Friday, June 30, 2017By:
This week, we finished installing our physical exhibit, Why the History of Physics Matters, in the Neils Bohr Library & Archives! This was incredibly exciting because we got to see all our efforts over the past five weeks finally come together into a final product. Pictures of our exhibit are attached below. Next week, Tori and I will finish installing the display case in the downstairs lobby of the American Center for Physics building.

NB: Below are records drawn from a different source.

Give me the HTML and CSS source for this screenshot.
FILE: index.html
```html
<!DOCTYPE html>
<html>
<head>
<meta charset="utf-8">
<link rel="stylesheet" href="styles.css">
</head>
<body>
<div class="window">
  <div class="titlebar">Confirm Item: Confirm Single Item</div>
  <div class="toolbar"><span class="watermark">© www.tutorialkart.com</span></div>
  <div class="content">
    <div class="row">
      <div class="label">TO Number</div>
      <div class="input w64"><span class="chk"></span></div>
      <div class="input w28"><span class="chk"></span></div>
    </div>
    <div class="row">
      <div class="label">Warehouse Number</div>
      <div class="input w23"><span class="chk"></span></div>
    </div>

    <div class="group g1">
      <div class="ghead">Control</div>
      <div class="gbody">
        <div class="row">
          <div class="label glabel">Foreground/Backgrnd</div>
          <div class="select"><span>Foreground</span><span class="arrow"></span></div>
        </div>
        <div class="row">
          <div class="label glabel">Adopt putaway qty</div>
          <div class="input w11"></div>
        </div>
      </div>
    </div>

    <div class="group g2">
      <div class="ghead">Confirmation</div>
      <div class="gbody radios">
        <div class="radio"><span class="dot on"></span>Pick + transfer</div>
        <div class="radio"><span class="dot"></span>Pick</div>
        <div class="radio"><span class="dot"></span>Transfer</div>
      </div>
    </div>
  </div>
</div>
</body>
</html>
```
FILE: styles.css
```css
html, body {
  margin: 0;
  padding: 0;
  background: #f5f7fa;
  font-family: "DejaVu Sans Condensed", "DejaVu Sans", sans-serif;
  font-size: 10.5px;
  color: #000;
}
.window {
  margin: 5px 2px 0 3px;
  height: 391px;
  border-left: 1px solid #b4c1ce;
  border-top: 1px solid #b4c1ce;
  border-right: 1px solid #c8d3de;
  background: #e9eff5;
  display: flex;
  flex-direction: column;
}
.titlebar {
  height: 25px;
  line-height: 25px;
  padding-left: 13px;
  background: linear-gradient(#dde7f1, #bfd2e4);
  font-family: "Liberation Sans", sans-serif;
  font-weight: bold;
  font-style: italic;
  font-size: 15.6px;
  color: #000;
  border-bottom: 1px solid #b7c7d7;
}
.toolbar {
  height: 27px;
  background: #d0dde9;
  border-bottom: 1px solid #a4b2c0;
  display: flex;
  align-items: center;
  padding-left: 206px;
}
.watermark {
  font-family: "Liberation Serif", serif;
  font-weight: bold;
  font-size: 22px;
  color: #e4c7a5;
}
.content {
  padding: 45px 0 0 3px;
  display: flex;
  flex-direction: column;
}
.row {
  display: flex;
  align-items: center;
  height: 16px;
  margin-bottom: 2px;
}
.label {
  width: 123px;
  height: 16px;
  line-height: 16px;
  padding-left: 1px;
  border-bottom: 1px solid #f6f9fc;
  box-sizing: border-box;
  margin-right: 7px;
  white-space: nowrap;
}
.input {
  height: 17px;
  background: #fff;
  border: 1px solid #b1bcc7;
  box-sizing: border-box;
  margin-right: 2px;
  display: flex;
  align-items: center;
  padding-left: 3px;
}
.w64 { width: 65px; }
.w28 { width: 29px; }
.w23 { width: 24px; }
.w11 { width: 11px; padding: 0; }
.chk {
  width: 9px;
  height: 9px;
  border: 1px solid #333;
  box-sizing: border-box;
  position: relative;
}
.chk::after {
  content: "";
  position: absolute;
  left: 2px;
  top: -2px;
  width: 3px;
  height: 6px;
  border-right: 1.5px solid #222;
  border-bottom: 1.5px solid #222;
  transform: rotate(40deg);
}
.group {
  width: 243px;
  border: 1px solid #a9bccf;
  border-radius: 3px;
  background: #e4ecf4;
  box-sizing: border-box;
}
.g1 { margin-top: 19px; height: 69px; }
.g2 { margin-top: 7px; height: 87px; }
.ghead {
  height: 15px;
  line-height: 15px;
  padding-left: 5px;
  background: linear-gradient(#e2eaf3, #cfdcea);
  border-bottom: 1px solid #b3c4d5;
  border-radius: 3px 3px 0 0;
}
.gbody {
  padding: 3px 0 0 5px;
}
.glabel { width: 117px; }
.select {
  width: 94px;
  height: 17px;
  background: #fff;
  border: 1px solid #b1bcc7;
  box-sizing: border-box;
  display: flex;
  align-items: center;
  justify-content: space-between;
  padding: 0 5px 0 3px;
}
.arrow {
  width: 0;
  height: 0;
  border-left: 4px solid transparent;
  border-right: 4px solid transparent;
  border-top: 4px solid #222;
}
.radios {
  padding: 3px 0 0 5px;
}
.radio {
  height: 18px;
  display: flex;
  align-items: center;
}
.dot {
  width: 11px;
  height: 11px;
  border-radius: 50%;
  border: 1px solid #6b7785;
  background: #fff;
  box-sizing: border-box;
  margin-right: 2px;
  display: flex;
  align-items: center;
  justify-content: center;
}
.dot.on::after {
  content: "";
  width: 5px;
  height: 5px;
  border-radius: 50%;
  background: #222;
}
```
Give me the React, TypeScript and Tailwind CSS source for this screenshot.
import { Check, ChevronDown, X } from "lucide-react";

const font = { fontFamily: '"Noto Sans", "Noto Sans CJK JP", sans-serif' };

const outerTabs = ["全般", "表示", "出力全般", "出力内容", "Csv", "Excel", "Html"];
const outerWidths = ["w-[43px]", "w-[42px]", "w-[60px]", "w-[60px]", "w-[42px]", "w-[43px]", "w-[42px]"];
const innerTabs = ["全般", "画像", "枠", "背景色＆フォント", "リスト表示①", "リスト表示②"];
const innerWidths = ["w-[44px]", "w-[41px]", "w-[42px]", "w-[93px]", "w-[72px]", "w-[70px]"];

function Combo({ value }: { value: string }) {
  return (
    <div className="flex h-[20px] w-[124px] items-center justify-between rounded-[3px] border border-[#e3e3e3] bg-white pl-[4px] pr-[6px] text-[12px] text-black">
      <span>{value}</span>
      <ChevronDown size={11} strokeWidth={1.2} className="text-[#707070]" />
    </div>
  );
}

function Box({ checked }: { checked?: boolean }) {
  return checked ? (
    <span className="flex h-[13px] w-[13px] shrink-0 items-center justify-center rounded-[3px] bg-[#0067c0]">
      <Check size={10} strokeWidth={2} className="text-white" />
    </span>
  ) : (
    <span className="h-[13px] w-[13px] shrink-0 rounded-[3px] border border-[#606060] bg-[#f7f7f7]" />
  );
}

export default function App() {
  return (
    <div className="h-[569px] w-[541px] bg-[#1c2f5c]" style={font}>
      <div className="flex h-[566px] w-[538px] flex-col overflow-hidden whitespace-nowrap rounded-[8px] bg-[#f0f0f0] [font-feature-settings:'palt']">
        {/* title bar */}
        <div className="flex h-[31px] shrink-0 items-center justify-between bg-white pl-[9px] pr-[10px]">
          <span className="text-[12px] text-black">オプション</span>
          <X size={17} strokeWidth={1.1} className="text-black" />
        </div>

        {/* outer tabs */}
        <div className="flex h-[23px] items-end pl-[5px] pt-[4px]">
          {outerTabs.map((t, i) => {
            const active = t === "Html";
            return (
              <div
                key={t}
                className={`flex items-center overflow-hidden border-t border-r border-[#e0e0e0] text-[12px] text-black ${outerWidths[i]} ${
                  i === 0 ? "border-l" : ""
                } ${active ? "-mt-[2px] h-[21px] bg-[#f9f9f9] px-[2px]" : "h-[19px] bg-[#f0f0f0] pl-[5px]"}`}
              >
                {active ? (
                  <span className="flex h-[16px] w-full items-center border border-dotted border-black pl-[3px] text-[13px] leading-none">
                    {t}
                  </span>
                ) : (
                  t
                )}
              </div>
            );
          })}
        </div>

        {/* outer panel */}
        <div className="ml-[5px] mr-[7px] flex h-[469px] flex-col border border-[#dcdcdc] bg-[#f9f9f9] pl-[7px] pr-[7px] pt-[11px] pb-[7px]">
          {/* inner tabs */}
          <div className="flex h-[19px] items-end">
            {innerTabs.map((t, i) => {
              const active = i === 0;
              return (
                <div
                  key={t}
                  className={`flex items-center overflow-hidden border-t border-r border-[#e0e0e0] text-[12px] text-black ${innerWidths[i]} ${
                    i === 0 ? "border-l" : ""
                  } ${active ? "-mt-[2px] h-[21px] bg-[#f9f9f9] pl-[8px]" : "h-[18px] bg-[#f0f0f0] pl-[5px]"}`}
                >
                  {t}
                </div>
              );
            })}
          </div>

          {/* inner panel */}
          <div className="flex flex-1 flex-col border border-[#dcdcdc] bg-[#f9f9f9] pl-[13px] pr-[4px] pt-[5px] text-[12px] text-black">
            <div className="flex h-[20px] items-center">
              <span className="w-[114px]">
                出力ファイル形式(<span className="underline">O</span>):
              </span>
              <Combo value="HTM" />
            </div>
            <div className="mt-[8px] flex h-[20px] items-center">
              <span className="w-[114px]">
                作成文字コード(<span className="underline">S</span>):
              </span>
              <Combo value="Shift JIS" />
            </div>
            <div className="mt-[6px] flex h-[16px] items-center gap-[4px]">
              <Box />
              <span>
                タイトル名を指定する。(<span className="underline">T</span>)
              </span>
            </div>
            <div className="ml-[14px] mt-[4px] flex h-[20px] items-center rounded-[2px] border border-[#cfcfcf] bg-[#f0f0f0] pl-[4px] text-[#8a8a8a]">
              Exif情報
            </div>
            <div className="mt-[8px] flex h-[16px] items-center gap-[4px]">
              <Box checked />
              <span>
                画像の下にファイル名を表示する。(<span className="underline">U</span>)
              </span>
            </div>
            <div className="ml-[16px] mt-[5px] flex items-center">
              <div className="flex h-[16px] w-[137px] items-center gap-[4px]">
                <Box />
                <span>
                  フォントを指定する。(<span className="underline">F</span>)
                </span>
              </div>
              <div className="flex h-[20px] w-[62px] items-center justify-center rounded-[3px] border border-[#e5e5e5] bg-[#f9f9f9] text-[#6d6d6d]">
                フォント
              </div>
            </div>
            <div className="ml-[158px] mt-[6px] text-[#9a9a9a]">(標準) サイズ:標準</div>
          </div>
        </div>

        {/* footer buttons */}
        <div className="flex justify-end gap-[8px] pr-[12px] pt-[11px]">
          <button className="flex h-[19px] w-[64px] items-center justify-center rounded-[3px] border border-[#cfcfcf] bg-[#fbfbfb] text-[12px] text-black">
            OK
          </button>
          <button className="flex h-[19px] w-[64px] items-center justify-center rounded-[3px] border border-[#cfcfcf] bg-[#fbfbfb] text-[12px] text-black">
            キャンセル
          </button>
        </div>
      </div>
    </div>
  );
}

Aside from installing the long-awaited exhibit, Tori and I have also begun to work on new projects. I am developing an e-newsletter that will hopefully be sent out to members of SPS. The newsletter series will focus on why the history of physics is important, and why people should care. My main goal in creating these e-newsletters is to make them visually appealing and engaging so that they stand out from other emails and students actually take the time to read some of the materials. Tori is working on several videos about the physicists we previously researched in order to convert some of the information from our physical exhibit into a short and interesting visual format. Our plan is to incorporate the videos into the newsletters. Depending on how much time we have after completing these projects, we will also work on other outreach initiatives.
Yesterday, we toured Riley and Eleanor’s internship sites at the capital. We sat in on a hearing about in-space propulsion for the Committee on Science, Space, and Technology. The best part of this experience was when Ami Bera, California House Representative, recognized us as interns from the Society of Physics Students at the beginning of his five-minute speaking period. The whole room then clapped for us as future scientists of America, which was amazing. Other highlights from the tour were passing by the office of Vermont Senator Bernie Sanders, seeing Speaker of the House Paul Ryan, and even briefly seeing Vice President Mike Pence rush past us with a large group of security officers. We also visited the hearing room for the Committee on Energy and Natural Resources, saw the site where George Washington was supposed to be buried, and experienced the bizarre acoustics in the rotunda of the capital. All in all, the capital tour was much more eventful than I had anticipated, and I had a lot of fun.
Moving forward, this weekend is actually a four-day weekend! I am looking forward to all of the Fourth of July festivities. I will back in the office on Wednesday.